Warning: If you click that, it's a 16.3 meg audio download.
If you want to get this, it's on
Skin Graft Records, but according to Flossie herself, it's totally out of print and even she (with all her magic) can't get a copy — so watch out for her travelling puppet show and other performances if you enjoy what you hear here (because the odds of finding this gem used are slim to none, and legally I'm not about to post more than that sample).
Wednesday, January 28, 2004
I don't think I've posted any apartment pictures yet, and given that it's been nearly a month I think maybe I should. These are still incredibly messy pictures, but I did a little bit of tidying (a lot of stuff is still in boxes) so here's where we live:

L-R: (1) The view as you step in the front door of the living room. On the left (blocked by the kitchen) are a pile of bookshelves and a space that'll eventually become a dining room I think. (2) The living room seen from roughly where a table will probably be soon. (3) My very messy computer room, or at least part of it.

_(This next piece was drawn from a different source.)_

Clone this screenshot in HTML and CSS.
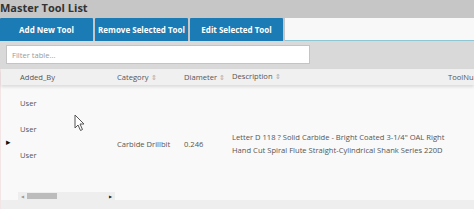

Wednesday, January 28, 2004
It's no secret that Rachel and I have moved around a lot, sometimes just briefly, but always with an eye open for a more permanent move. Almost ten times in the last couple years that I can think of off the top of my head — Toronto (Bathurst), Miramichi, Toronto (back at Bathurst), Tweed, Tortola, Antigua, Maui, Amsterdam, and now Toronto again — definitely loving it, and definitely appreciate all the people who've pushed me to travel over the past while.
Anyway, I was thinking about where I'd most want to live, and I think the answer is an airship. A little apartment hanging from a large airship that I could travel around the world in — I've been saying “boat” for years, but an airship is the ultimate sailboat. A couple satellite links and I'd still be online and everything, and more and more airports are gaining support for airships as they begin to be taken seriously again as a mode of transport. That said, I have no idea what an airship costs and I suspect they are extremely expensive.
I realize that it generates very little power in comparison to the nuclear plant out in Clarington or the Niagara hydroelectric generating stations, but I really like the wind-generating station that's been put up as a demo down at the CNE. I can see it out of my window (the photo below is off my balcony), and from it I always know what the wind conditions on the lake are like (and good for Rachel too because she can eyeball the wind conditions at the airport now that she's in flight school).